DATA SUPPLIED:
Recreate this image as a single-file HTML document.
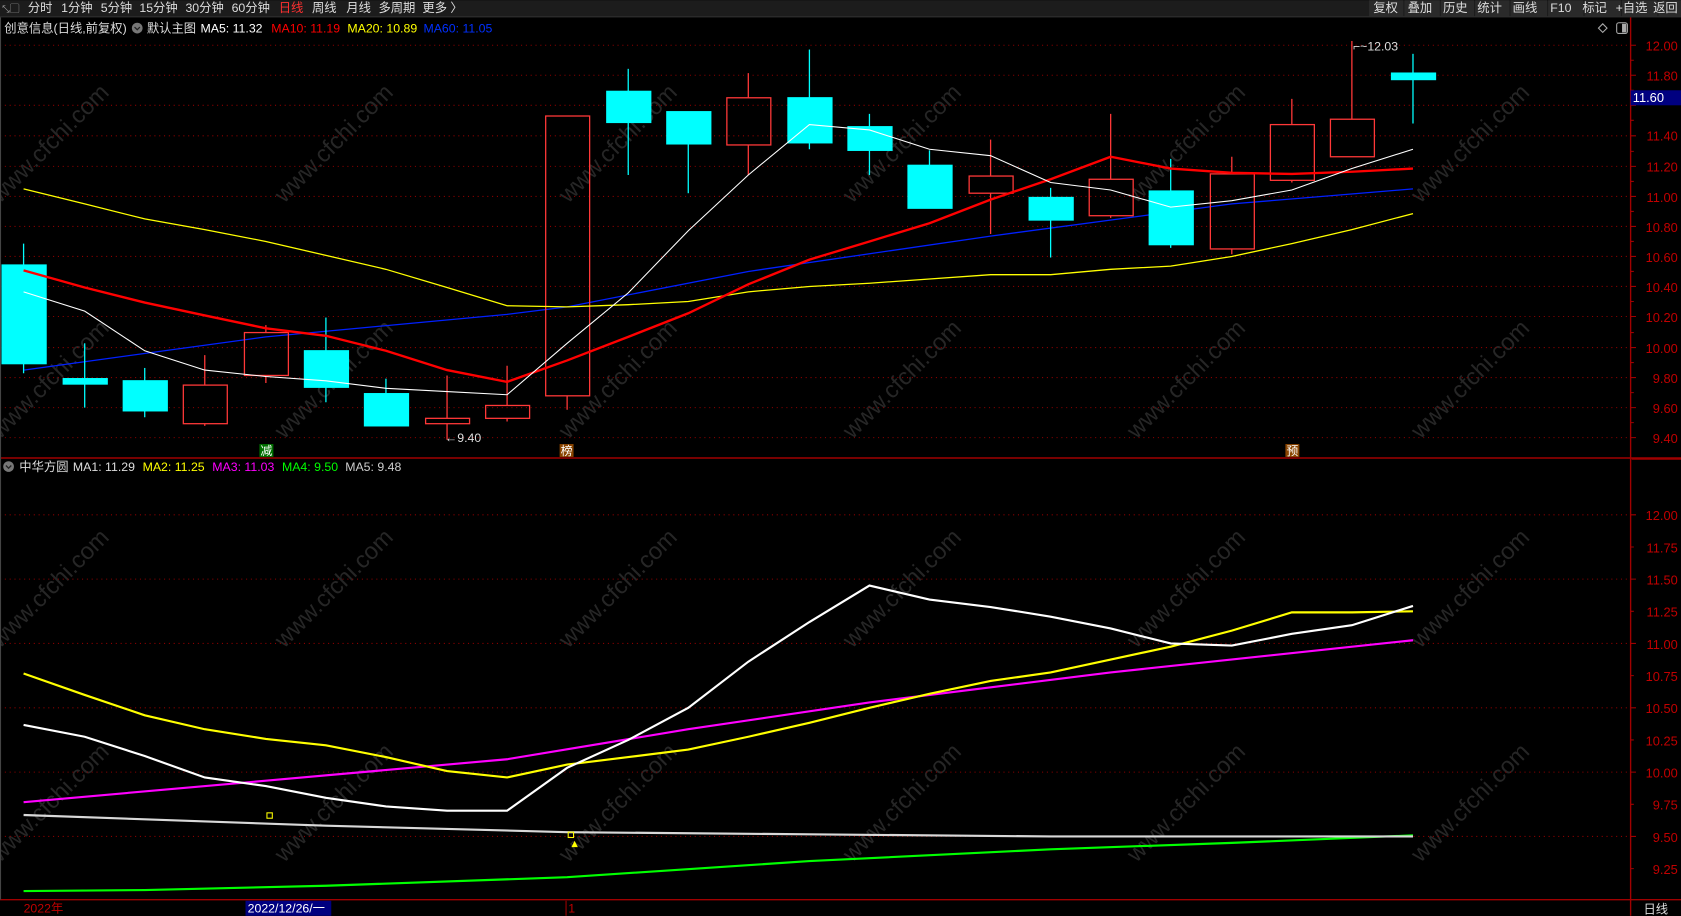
<!DOCTYPE html>
<html><head><meta charset="utf-8"><style>
html,body{margin:0;padding:0;background:#000;width:1681px;height:916px;overflow:hidden}
svg{display:block}
text{font-family:"Liberation Sans","Noto Sans CJK SC",sans-serif}
</style></head><body>
<svg width="1681" height="916" viewBox="0 0 1568 854" xmlns="http://www.w3.org/2000/svg">
<rect width="1568" height="854" fill="#000"/>
<!-- toolbar -->
<rect x="0" y="0" width="1568" height="15" fill="#1c1c1c"/>
<line x1="0" y1="15.5" x2="1568" y2="15.5" stroke="#333"/>
<g font-size="11.5" fill="#ddd">
<text x="2" y="11" font-size="9" fill="#aaa">⤡▢</text>
<text x="26" y="11">分时</text><text x="57" y="11">1分钟</text><text x="94" y="11">5分钟</text>
<text x="130" y="11">15分钟</text><text x="173" y="11">30分钟</text><text x="216" y="11">60分钟</text>
<text x="260" y="11" fill="#ff3030">日线</text><text x="291" y="11">周线</text><text x="323" y="11">月线</text>
<text x="353" y="11">多周期</text><text x="394" y="11">更多 〉</text>
</g>
<g fill="#2a2a2a">
<rect x="1277" y="0" width="32" height="15"/><rect x="1310" y="0" width="33" height="15"/><rect x="1344" y="0" width="31" height="15"/>
<rect x="1376" y="0" width="32" height="15"/><rect x="1409" y="0" width="34" height="15"/><rect x="1444" y="0" width="33" height="15"/>
<rect x="1478" y="0" width="34" height="15"/><rect x="1513" y="0" width="33" height="15"/><rect x="1547" y="0" width="21" height="15"/>
</g>
<g font-size="11.5" fill="#ddd">
<text x="1281" y="11">复权</text><text x="1313" y="11">叠加</text><text x="1346" y="11">历史</text><text x="1378" y="11">统计</text>
<text x="1411" y="11">画线</text><text x="1446" y="11">F10</text><text x="1476" y="11">标记</text><text x="1507" y="11">+自选</text><text x="1542" y="11">返回</text>
</g>
<!-- info row -->
<g font-size="11.5">
<text x="4" y="30" fill="#ddd">创意信息(日线,前复权)</text>
<circle cx="128" cy="26" r="5" fill="#777"/><path d="M125.5 25 L128 27.5 L130.5 25" stroke="#222" fill="none" stroke-width="1.2"/>
<text x="137" y="30" fill="#ddd">默认主图</text>
<text x="187" y="30" fill="#fff">MA5: 11.32</text>
<text x="253" y="30" fill="#ff0000">MA10: 11.19</text>
<text x="324" y="30" fill="#ffff00">MA20: 10.89</text>
<text x="395" y="30" fill="#0030ff">MA60: 11.05</text>
</g>
<path d="M1495 22 L1499 26 L1495 30 L1491 26Z" stroke="#aaa" fill="none"/>
<rect x="1508" y="21" width="10" height="10" rx="2" stroke="#aaa" fill="none"/><rect x="1513" y="22" width="4" height="8" fill="#aaa"/>
<!-- watermarks -->
<g font-size="22" fill="#262626" font-family="Liberation Sans,sans-serif">
<text transform="translate(0,190) rotate(-45)">www.cfchi.com</text>
<text transform="translate(265,190) rotate(-45)">www.cfchi.com</text>
<text transform="translate(530,190) rotate(-45)">www.cfchi.com</text>
<text transform="translate(795,190) rotate(-45)">www.cfchi.com</text>
<text transform="translate(1060,190) rotate(-45)">www.cfchi.com</text>
<text transform="translate(1325,190) rotate(-45)">www.cfchi.com</text>
<text transform="translate(0,410) rotate(-45)">www.cfchi.com</text>
<text transform="translate(265,410) rotate(-45)">www.cfchi.com</text>
<text transform="translate(530,410) rotate(-45)">www.cfchi.com</text>
<text transform="translate(795,410) rotate(-45)">www.cfchi.com</text>
<text transform="translate(1060,410) rotate(-45)">www.cfchi.com</text>
<text transform="translate(1325,410) rotate(-45)">www.cfchi.com</text>
<text transform="translate(0,605) rotate(-45)">www.cfchi.com</text>
<text transform="translate(265,605) rotate(-45)">www.cfchi.com</text>
<text transform="translate(530,605) rotate(-45)">www.cfchi.com</text>
<text transform="translate(795,605) rotate(-45)">www.cfchi.com</text>
<text transform="translate(1060,605) rotate(-45)">www.cfchi.com</text>
<text transform="translate(1325,605) rotate(-45)">www.cfchi.com</text>
<text transform="translate(0,805) rotate(-45)">www.cfchi.com</text>
<text transform="translate(265,805) rotate(-45)">www.cfchi.com</text>
<text transform="translate(530,805) rotate(-45)">www.cfchi.com</text>
<text transform="translate(795,805) rotate(-45)">www.cfchi.com</text>
<text transform="translate(1060,805) rotate(-45)">www.cfchi.com</text>
<text transform="translate(1325,805) rotate(-45)">www.cfchi.com</text>
</g>
<!-- grids -->
<g stroke="#8b0000" stroke-width="1" stroke-dasharray="1 3.5">
<line x1="0" y1="42" x2="1521" y2="42"/><line x1="0" y1="70" x2="1521" y2="70"/><line x1="0" y1="98" x2="1521" y2="98"/>
<line x1="0" y1="126.5" x2="1521" y2="126.5"/><line x1="0" y1="155" x2="1521" y2="155"/><line x1="0" y1="183" x2="1521" y2="183"/>
<line x1="0" y1="211" x2="1521" y2="211"/><line x1="0" y1="239" x2="1521" y2="239"/><line x1="0" y1="267" x2="1521" y2="267"/>
<line x1="0" y1="295" x2="1521" y2="295"/><line x1="0" y1="324" x2="1521" y2="324"/><line x1="0" y1="352" x2="1521" y2="352"/>
<line x1="0" y1="380" x2="1521" y2="380"/><line x1="0" y1="408" x2="1521" y2="408"/>
<line x1="0" y1="480" x2="1521" y2="480"/><line x1="0" y1="540" x2="1521" y2="540"/><line x1="0" y1="600" x2="1521" y2="600"/>
<line x1="0" y1="660" x2="1521" y2="660"/><line x1="0" y1="720" x2="1521" y2="720"/><line x1="0" y1="780" x2="1521" y2="780"/>
</g>
<!-- frame lines -->
<g stroke="#a00000" stroke-width="1.3">
<line x1="1521" y1="16" x2="1521" y2="854"/>
<line x1="0" y1="427" x2="1568" y2="427"/>
<line x1="0" y1="839" x2="1568" y2="839"/>
<line x1="1522" y1="428" x2="1568" y2="428"/>
</g>
<line x1="0.5" y1="16" x2="0.5" y2="839" stroke="#444"/>
<!-- axis labels upper -->
<g font-size="12" fill="#c00000" text-anchor="end">
<text x="1565" y="47">12.00</text><text x="1565" y="75">11.80</text><text x="1565" y="131">11.40</text>
<text x="1565" y="160">11.20</text><text x="1565" y="188">11.00</text><text x="1565" y="216">10.80</text>
<text x="1565" y="244">10.60</text><text x="1565" y="272">10.40</text><text x="1565" y="300">10.20</text>
<text x="1565" y="329">10.00</text><text x="1565" y="357">9.80</text><text x="1565" y="385">9.60</text><text x="1565" y="413">9.40</text>
<text x="1565" y="485">12.00</text><text x="1565" y="515">11.75</text><text x="1565" y="545">11.50</text><text x="1565" y="575">11.25</text>
<text x="1565" y="605">11.00</text><text x="1565" y="635">10.75</text><text x="1565" y="665">10.50</text><text x="1565" y="695">10.25</text>
<text x="1565" y="725">10.00</text><text x="1565" y="755">9.75</text><text x="1565" y="785">9.50</text><text x="1565" y="815">9.25</text>
</g>
<g stroke="#a00000">
<path d="M1521 42h5M1521 56h3M1521 70h5M1521 84h3M1521 98h5M1521 112h3M1521 126.5h5M1521 141h3M1521 155h5M1521 169h3M1521 183h5M1521 197h3M1521 211h5M1521 225h3M1521 239h5M1521 253h3M1521 267h5M1521 281h3M1521 295h5M1521 310h3M1521 324h5M1521 338h3M1521 352h5M1521 366h3M1521 380h5M1521 394h3M1521 408h5"/>
<path d="M1521 480h5M1521 510h3M1521 540h5M1521 570h3M1521 600h5M1521 630h3M1521 660h5M1521 690h3M1521 720h5M1521 750h3M1521 780h5M1521 810h3"/>
</g>
<rect x="1521" y="84" width="47" height="14" fill="#000080"/>
<text x="1523" y="95" font-size="12" fill="#fff">11.60</text>
<!-- MA60 blue -->
<polyline fill="none" stroke="#0020ff" stroke-width="1.2" points="22,345 248,314 473,293 529,286 698,253 924,220 1149,190 1318,176"/>
<!-- candles -->
<g stroke-width="1.2">
<g fill="#00ffff" stroke="#00ffff">
<line x1="22" y1="227" x2="22" y2="348"/><rect x="2" y="247" width="41" height="92"/>
<line x1="79" y1="320" x2="79" y2="380"/><rect x="59" y="353" width="41" height="5"/>
<line x1="135" y1="343" x2="135" y2="389"/><rect x="115" y="355" width="41" height="28"/>
<line x1="304" y1="296" x2="304" y2="375"/><rect x="284" y="327" width="41" height="34"/>
<line x1="360" y1="353" x2="360" y2="397"/><rect x="340" y="367" width="41" height="30"/>
<line x1="586" y1="64" x2="586" y2="163"/><rect x="566" y="85" width="41" height="29"/>
<line x1="642" y1="104" x2="642" y2="180"/><rect x="622" y="104" width="41" height="30"/>
<line x1="755" y1="46" x2="755" y2="139"/><rect x="735" y="91" width="41" height="42"/>
<line x1="811" y1="106" x2="811" y2="163"/><rect x="791" y="118" width="41" height="22"/>
<line x1="867" y1="140" x2="867" y2="194"/><rect x="847" y="154" width="41" height="40"/>
<line x1="980" y1="175" x2="980" y2="240"/><rect x="960" y="184" width="41" height="21"/>
<line x1="1092" y1="148" x2="1092" y2="231"/><rect x="1072" y="178" width="41" height="50"/>
<line x1="1318" y1="50" x2="1318" y2="115"/><rect x="1298" y="68" width="41" height="6"/>
</g>
<g fill="none" stroke="#ff3838">
<path d="M191 331V359M191 395V397"/><rect x="171" y="359" width="41" height="36"/>
<path d="M248 303V310M248 350V357"/><rect x="228" y="310" width="41" height="40"/>
<path d="M417 350V390M417 395V410"/><rect x="397" y="390" width="41" height="5"/>
<path d="M473 341V378M473 390V393"/><rect x="453" y="378" width="41" height="12"/>
<path d="M529 369V382"/><rect x="509" y="108" width="41" height="261"/>
<path d="M698 68V91M698 135V163"/><rect x="678" y="91" width="41" height="44"/>
<path d="M924 130V164M924 180V218"/><rect x="904" y="164" width="41" height="16"/>
<path d="M1036 106V167M1036 201V203"/><rect x="1016" y="167" width="41" height="34"/>
<path d="M1149 146V162M1149 232V237"/><rect x="1129" y="162" width="41" height="70"/>
<path d="M1205 92V116M1205 168V170"/><rect x="1185" y="116" width="41" height="52"/>
<path d="M1261 38V111"/><rect x="1241" y="111" width="41" height="35"/>
</g>
</g>
<!-- upper MAs -->
<polyline fill="none" stroke="#ffff00" stroke-width="1.2" points="22,176 79,190 135,204 191,214 248,225 304,238 360,251 417,268 473,285 529,286 586,284 642,281 698,272 755,267 811,264 867,260 924,256 980,256 1036,251 1092,248 1149,239 1205,227 1261,214 1318,199"/>
<polyline fill="none" stroke="#ff0000" stroke-width="2.2" points="22,252 79,268 135,282 191,294 248,306 304,313 360,327 417,345 473,356 529,336 586,314 642,292 698,265 755,242 811,225 867,208 924,186 980,167 1036,146 1092,157 1149,161 1205,162 1261,160 1318,157"/>
<polyline fill="none" stroke="#ffffff" stroke-width="1" points="22,272 79,290 135,327 191,345 248,351 304,355 360,362 417,365 473,368 529,320 586,273 642,215 698,163 755,116 811,121 867,139 924,145 980,170 1036,177 1092,193 1149,187 1205,177 1261,157 1318,139"/>
<!-- annotations -->
<g font-size="11.5" fill="#ddd">
<text x="415" y="412">←9.40</text>
<text x="1262" y="47">⌐~12.03</text>
</g>
<rect x="242" y="414" width="13" height="12" fill="#007000"/><text x="243" y="424" font-size="11" fill="#fff">减</text>
<rect x="522" y="414" width="13" height="12" fill="#8a4500"/><text x="523" y="424" font-size="11" fill="#fff">榜</text>
<rect x="1199" y="414" width="13" height="12" fill="#8a4500"/><text x="1200" y="424" font-size="11" fill="#fff">预</text>
<!-- lower info -->
<circle cx="8" cy="435" r="5" fill="#777"/><path d="M5.5 434 L8 436.5 L10.5 434" stroke="#222" fill="none" stroke-width="1.2"/>
<g font-size="11.5">
<text x="18" y="439" fill="#ddd">中华方圆</text>
<text x="68" y="439" fill="#ddd">MA1: 11.29</text>
<text x="133" y="439" fill="#ffff00">MA2: 11.25</text>
<text x="198" y="439" fill="#ff00ff">MA3: 11.03</text>
<text x="263" y="439" fill="#00ff00">MA4: 9.50</text>
<text x="322" y="439" fill="#ccc">MA5: 9.48</text>
</g>
<!-- lower lines -->
<polyline fill="none" stroke="#00ff00" stroke-width="2" points="22,831 135,830 304,826 529,818 755,803 980,792 1149,786 1318,779"/>
<polyline fill="none" stroke="#d8d8d8" stroke-width="2" points="22,760 135,764 304,770 529,776 755,778 980,780 1318,780"/>
<polyline fill="none" stroke="#ff00ff" stroke-width="2" points="22,748 248,728 473,708 642,680 811,655 1036,627 1318,597"/>
<polyline fill="none" stroke="#ffff00" stroke-width="2" points="22,628 79,648 135,667 191,680 248,689 304,695 360,706 417,719 473,725 529,713 586,706 642,699 698,687 755,674 811,660 867,647 924,635 980,627 1036,615 1092,603 1149,588 1205,571 1261,571 1318,570"/>
<polyline fill="none" stroke="#ffffff" stroke-width="2" points="22,676 79,687 135,705 191,725 248,733 304,744 360,752 417,756 473,756 529,716 586,690 642,660 698,617 755,580 811,546 867,559 924,566 980,575 1036,586 1092,600 1149,602 1205,591 1261,583 1318,565"/>
<rect x="249" y="758" width="5" height="5" fill="none" stroke="#ffff00"/>
<rect x="530" y="776" width="5" height="5" fill="none" stroke="#ffff00"/>
<path d="M533 790 L536 784 L539 790Z" fill="#ffff00"/>
<!-- bottom -->
<text x="22" y="851" font-size="11.5" fill="#c00000">2022年</text>
<rect x="229" y="840" width="80" height="14" fill="#000080"/>
<text x="231" y="851" font-size="11.5" fill="#fff">2022/12/26/一</text>
<line x1="528" y1="840" x2="528" y2="854" stroke="#a00000"/>
<text x="530" y="851" font-size="11.5" fill="#c00000">1</text>
<text x="1533" y="852" font-size="11.5" fill="#ddd">日线</text>
</svg>
</body></html>
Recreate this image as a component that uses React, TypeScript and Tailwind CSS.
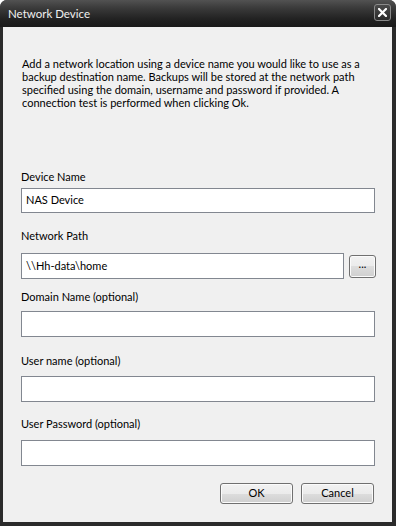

EXERCISE OBJECTIVE: Wherever the string "this" appears in the entries above, list that line.

OUTPUT OF THE TASK:
Recreate this image as a single-file HTML document.
Recreate this image as a component that uses React, TypeScript and Tailwind CSS.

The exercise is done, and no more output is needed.